□ 遺留分は放棄することができます。ただし、相続開始前に放棄するには家庭裁判所の許可が必要です。なお、遺留分を放棄していても「相続放棄」したことにはならないことに注意。
行政書士は街の身近な法律家
埼玉県行政書士会所属
行政書士渡辺事務所
行政書士・渡邉文雄
1. 相続開始前の遺留分の放棄
相続開始前(被相続人の生存中)の遺留分の放棄は、家庭裁判所の許可を受けたときのみ有効です。「本人が家庭裁判所に申し出て許可を得る」ことが必要です(1049条)。
裁判所は、放棄が本人の自由意志に基づくものか、その理由が客観的にみて合理性、必要性があるか、放棄と引き換えに代償が得られているか、などを審査して許可します。(一方、「相続放棄」は、相続開始前(被相続人の生存中)にはできません。)
2. 相続開始後の遺留分の放棄
相続開始後の遺留分の放棄はいつでもできます。家庭裁判所の許可を得ることなく有効となります。注意が必要です。
※ 遺産分割協議において、遺留分未満の財産の取得に同意した場合は、遺留分侵害額請求はできません。

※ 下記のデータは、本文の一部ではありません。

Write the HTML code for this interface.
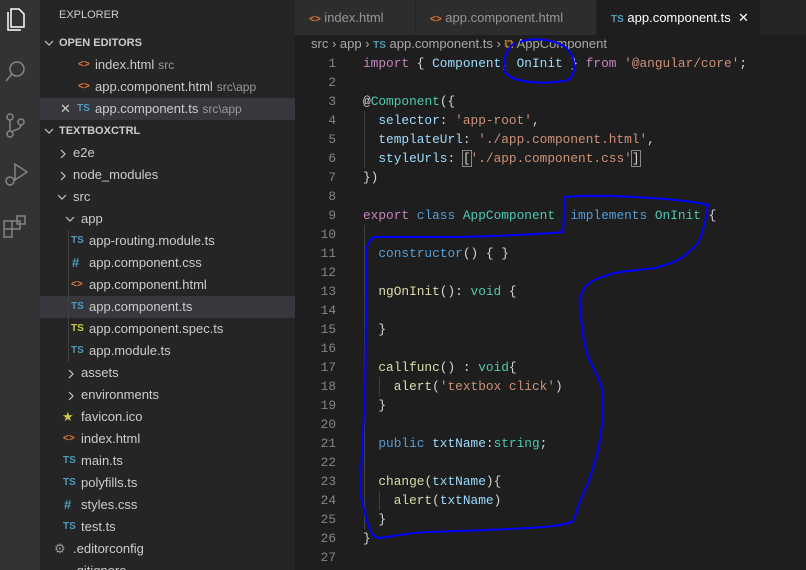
<!DOCTYPE html>
<html><head><meta charset="utf-8"><style>
*{margin:0;padding:0;box-sizing:border-box}
html,body{width:806px;height:570px;overflow:hidden}
body{background:#1e1e1e;position:relative;font-family:"Liberation Sans",sans-serif}
#act{position:absolute;left:0;top:0;width:40px;height:570px;background:#333}
#side{position:absolute;left:40px;top:0;width:255px;height:570px;background:#252526;color:#ccc;font-size:13px;overflow:hidden}
.row{position:absolute;left:0;width:255px;height:22px;line-height:22px;white-space:nowrap}
.sel{background:#37373d}
.h{font-weight:bold;font-size:11px}
.dim{color:#999;font-size:12px;margin-left:4px}
.ic{position:absolute;top:0;font-size:10px;font-weight:bold}
.ts{color:#519aba}.tsy{color:#cbcb41}.htm{color:#e37933}.css{color:#519aba;font-size:13px}
.cv{position:absolute;top:7px}
#tabs{position:absolute;left:295px;top:0;width:511px;height:35px;background:#252526}
.tab{position:absolute;top:0;height:35px;line-height:35px;font-size:13px;color:#969696;background:#2d2d2d;padding-left:14px}
#bc{position:absolute;left:311px;top:35px;height:18px;line-height:18px;font-size:13px;color:#a9a9a9}
#code{position:absolute;left:295px;top:54px;font-family:"Liberation Mono",monospace;font-size:12.8px}
.ln{position:absolute;left:0;width:41px;text-align:right;color:#858585;height:19px;line-height:19px}
.cl{position:absolute;left:68px;height:19px;line-height:19px;white-space:pre;color:#d4d4d4}
.k{color:#c586c0}.b{color:#569cd6}.t{color:#4ec9b0}.s{color:#ce9178}.v{color:#9cdcfe}.f{color:#dcdcaa}
.g{position:absolute;width:1px;background:#404040}
</style></head><body>
<div id="act">
<svg width="40" height="260" viewBox="0 0 40 260" fill="none" stroke="#858585" stroke-width="1.5">
<path d="M11 9h8l5 5v13H11z M8 12v18h13" stroke="#fff"/>
<circle cx="17" cy="69" r="7"/><path d="M12 74l-6 7"/>
<circle cx="10" cy="117" r="3"/><circle cx="10" cy="134" r="3"/><circle cx="21" cy="122" r="3"/><path d="M10 120v11M21 125c0 5-8 5-10 7"/>
<path d="M15 164l12 8-12 8z"/><circle cx="10" cy="181" r="4"/>
<path d="M4 221h8v8H4zM12 221h8v8h-8zM4 229h8v8H4zM17 216h8v8h-8z"/>
</svg>
</div>
<div id="side">
<div class="row" style="top:4px;padding-left:19px;font-size:11px">EXPLORER</div>
<div class="row h" style="top:32px"><svg class="cv" style="left:4px" width="10" height="8"><path d="M1 2l4 4 4-4" stroke="#c5c5c5" fill="none" stroke-width="1.2"/></svg><span style="position:absolute;left:19px">OPEN EDITORS</span></div>
<div class="row" style="top:54px"><span class="ic htm" style="left:38px">&lt;&gt;</span><span style="position:absolute;left:55px">index.html<span class="dim">src</span></span></div>
<div class="row" style="top:76px"><span class="ic htm" style="left:38px">&lt;&gt;</span><span style="position:absolute;left:55px">app.component.html<span class="dim">src\app</span></span></div>
<div class="row sel" style="top:98px"><span style="position:absolute;left:20px;color:#ccc">✕</span><span class="ic ts" style="left:37px">TS</span><span style="position:absolute;left:55px">app.component.ts<span class="dim">src\app</span></span></div>
<div class="row h" style="top:120px"><svg class="cv" style="left:4px" width="10" height="8"><path d="M1 2l4 4 4-4" stroke="#c5c5c5" fill="none" stroke-width="1.2"/></svg><span style="position:absolute;left:19px">TEXTBOXCTRL</span></div>
<div class="row" style="top:142px"><svg class="cv" style="left:19px" width="8" height="10"><path d="M2 1l4 4-4 4" stroke="#c5c5c5" fill="none" stroke-width="1.2"/></svg><span style="position:absolute;left:33px">e2e</span></div>
<div class="row" style="top:164px"><svg class="cv" style="left:19px" width="8" height="10"><path d="M2 1l4 4-4 4" stroke="#c5c5c5" fill="none" stroke-width="1.2"/></svg><span style="position:absolute;left:33px">node_modules</span></div>
<div class="row" style="top:186px"><svg class="cv" style="left:17px" width="10" height="8"><path d="M1 2l4 4 4-4" stroke="#c5c5c5" fill="none" stroke-width="1.2"/></svg><span style="position:absolute;left:33px">src</span></div>
<div class="row" style="top:208px"><svg class="cv" style="left:25px" width="10" height="8"><path d="M1 2l4 4 4-4" stroke="#c5c5c5" fill="none" stroke-width="1.2"/></svg><span style="position:absolute;left:41px">app</span></div>
<div class="row" style="top:230px"><span class="ic ts" style="left:31px">TS</span><span style="position:absolute;left:49px">app-routing.module.ts</span></div>
<div class="row" style="top:252px"><span class="ic css" style="left:32px">#</span><span style="position:absolute;left:49px">app.component.css</span></div>
<div class="row" style="top:274px"><span class="ic htm" style="left:31px">&lt;&gt;</span><span style="position:absolute;left:49px">app.component.html</span></div>
<div class="row sel" style="top:296px"><span class="ic ts" style="left:31px">TS</span><span style="position:absolute;left:49px">app.component.ts</span></div>
<div class="row" style="top:318px"><span class="ic tsy" style="left:31px">TS</span><span style="position:absolute;left:49px">app.component.spec.ts</span></div>
<div class="row" style="top:340px"><span class="ic ts" style="left:31px">TS</span><span style="position:absolute;left:49px">app.module.ts</span></div>
<div class="g" style="left:28px;top:230px;height:132px"></div>
<div class="row" style="top:362px"><svg class="cv" style="left:27px" width="8" height="10"><path d="M2 1l4 4-4 4" stroke="#c5c5c5" fill="none" stroke-width="1.2"/></svg><span style="position:absolute;left:41px">assets</span></div>
<div class="row" style="top:384px"><svg class="cv" style="left:27px" width="8" height="10"><path d="M2 1l4 4-4 4" stroke="#c5c5c5" fill="none" stroke-width="1.2"/></svg><span style="position:absolute;left:41px">environments</span></div>
<div class="row" style="top:406px"><span style="position:absolute;left:22px;color:#cbcb41">★</span><span style="position:absolute;left:41px">favicon.ico</span></div>
<div class="row" style="top:428px"><span class="ic htm" style="left:23px">&lt;&gt;</span><span style="position:absolute;left:41px">index.html</span></div>
<div class="row" style="top:450px"><span class="ic ts" style="left:23px">TS</span><span style="position:absolute;left:41px">main.ts</span></div>
<div class="row" style="top:472px"><span class="ic ts" style="left:23px">TS</span><span style="position:absolute;left:41px">polyfills.ts</span></div>
<div class="row" style="top:494px"><span class="ic css" style="left:24px">#</span><span style="position:absolute;left:41px">styles.css</span></div>
<div class="row" style="top:516px"><span class="ic ts" style="left:23px">TS</span><span style="position:absolute;left:41px">test.ts</span></div>
<div class="row" style="top:538px"><span style="position:absolute;left:14px;color:#999">⚙</span><span style="position:absolute;left:33px">.editorconfig</span></div>
<div class="row" style="top:560px"><span style="position:absolute;left:33px">.gitignore</span></div>
</div>
<div id="tabs">
<div class="tab" style="left:0;width:120px"><span class="htm" style="font-size:10px;font-weight:bold">&lt;&gt;</span> index.html</div>
<div class="tab" style="left:121px;width:180px"><span class="htm" style="font-size:10px;font-weight:bold">&lt;&gt;</span> app.component.html</div>
<div class="tab" style="left:302px;width:163px;background:#1e1e1e;color:#fff"><span class="ts" style="font-size:10px;font-weight:bold">TS</span> app.component.ts&nbsp; ✕</div>
</div>
<div id="bc">src › app › <span class="ts" style="font-size:10px;font-weight:bold">TS</span> app.component.ts › <span style="color:#ee9d28">⧉</span> AppComponent</div>
<div id="code">
<div class="ln" style="top:0">1</div><div class="cl" style="top:0"><span class="k">import</span> { <span class="v">Component</span>, <span class="v">OnInit</span> } <span class="k">from</span> <span class="s">'@angular/core'</span>;</div>
<div class="ln" style="top:19px">2</div>
<div class="ln" style="top:38px">3</div><div class="cl" style="top:38px">@<span class="t">Component</span>({</div>
<div class="ln" style="top:57px">4</div><div class="cl" style="top:57px">  <span class="v">selector</span>: <span class="s">'app-root'</span>,</div>
<div class="ln" style="top:76px">5</div><div class="cl" style="top:76px">  <span class="v">templateUrl</span>: <span class="s">'./app.component.html'</span>,</div>
<div class="ln" style="top:95px">6</div><div class="cl" style="top:95px">  <span class="v">styleUrls</span>: <span style="outline:1px solid #888">[</span><span class="s">'./app.component.css'</span><span style="outline:1px solid #888">]</span></div>
<div class="ln" style="top:114px">7</div><div class="cl" style="top:114px">})</div>
<div class="ln" style="top:133px">8</div>
<div class="ln" style="top:152px">9</div><div class="cl" style="top:152px"><span class="k">export</span> <span class="b">class</span> <span class="t">AppComponent</span>  <span class="b">implements</span> <span class="t">OnInit</span> {</div>
<div class="ln" style="top:171px">10</div>
<div class="ln" style="top:190px">11</div><div class="cl" style="top:190px">  <span class="b">constructor</span>() { }</div>
<div class="ln" style="top:209px">12</div>
<div class="ln" style="top:228px">13</div><div class="cl" style="top:228px">  <span class="f">ngOnInit</span>(): <span class="t">void</span> {</div>
<div class="ln" style="top:247px">14</div>
<div class="ln" style="top:266px">15</div><div class="cl" style="top:266px">  }</div>
<div class="ln" style="top:285px">16</div>
<div class="ln" style="top:304px">17</div><div class="cl" style="top:304px">  <span class="f">callfunc</span>() : <span class="t">void</span>{</div>
<div class="ln" style="top:323px">18</div><div class="cl" style="top:323px">    <span class="f">alert</span>(<span class="s">'textbox click'</span>)</div>
<div class="ln" style="top:342px">19</div><div class="cl" style="top:342px">  }</div>
<div class="ln" style="top:361px">20</div>
<div class="ln" style="top:380px">21</div><div class="cl" style="top:380px">  <span class="b">public</span> <span class="v">txtName</span>:<span class="t">string</span>;</div>
<div class="ln" style="top:399px">22</div>
<div class="ln" style="top:418px">23</div><div class="cl" style="top:418px">  <span class="f">change</span>(<span class="v">txtName</span>){</div>
<div class="ln" style="top:437px">24</div><div class="cl" style="top:437px">    <span class="f">alert</span>(<span class="v">txtName</span>)</div>
<div class="ln" style="top:456px">25</div><div class="cl" style="top:456px">  }</div>
<div class="ln" style="top:475px">26</div><div class="cl" style="top:475px">}</div>
<div class="ln" style="top:494px">27</div>
<div class="g" style="left:69px;top:57px;height:57px"></div>
<div class="g" style="left:69px;top:171px;height:304px"></div>
<div class="g" style="left:84px;top:323px;height:19px"></div>
<div class="g" style="left:84px;top:437px;height:19px"></div>
</div>
<svg style="position:absolute;left:0;top:0" width="806" height="570" fill="none" stroke="#0000ff" stroke-width="2">
<path d="M515 43C505 50 502 62 505 72C512 83 545 85 568 80C578 72 575 55 565 47C552 38 530 38 520 42"/>
<path d="M563 232L565 197C600 194 680 198 708 205C706 220 702 235 698 243C690 252 684 256 678 260C670 264 662 266 655 268C640 270 625 271 615 273C600 277 590 281 585 287C580 295 579 300 580 307C582 330 584 345 588 357C594 370 600 380 602 390C604 410 602 425 600 440C596 460 592 472 588 483C582 495 579 503 577 510C575 516 574 520 572 522C560 526 545 527 528 528C495 530 460 531 428 532C405 533 390 537 378 538C373 536 371 533 370 530C366 520 364 510 362 500C360 495 360 492 360 490C362 450 364 420 365 390C366 330 366 280 367 247C369 241 372 238 375 237C400 237 430 237 462 237C500 236 540 234 563 232"/>
</svg>
</body></html>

3. 遺留分放棄の効果(相続放棄と遺留分放棄は別です)
(1) 相続開始前に遺留分を放棄していても、相続権は残ります、遺産分割で自分の相続を主張することができます。
※ 遺留分を放棄した者の相続分をゼロにするには、遺言で全財産を他の相続人等にあげることが必要です。
(2) 相続開始前に遺留分を放棄していても、相続開始後3か月以内に相続放棄または相続の限定承認をしなければ「相続の自然承認となり、負債を含め財産を引き継ぐ」ことになります。財産は何ももらえないのに「負債だけを法定相続分引き継ぐ」恐れがあります。相続開始前に遺留分を放棄したが、負債は引き継がないときは、相続開始後、3か月以内に「相続放棄」の手続きをすることが必要です。
(3) 相続開始前に遺留分を放棄させることによって、被相続人が自由に処分できる財産の範囲が広がります。ただし、遺留分放棄によって他の相続人の遺留分が増えることはありません。
民法1049条(遺留分の放棄)
1.相続の開始前における遺留分の放棄は、家庭裁判所の許可を受けたときに限り、その効力を生ずる。
2共同相続人の一人のした遺留分の放棄は、他の各共同相続人の遺留分に影響を及ぼさない。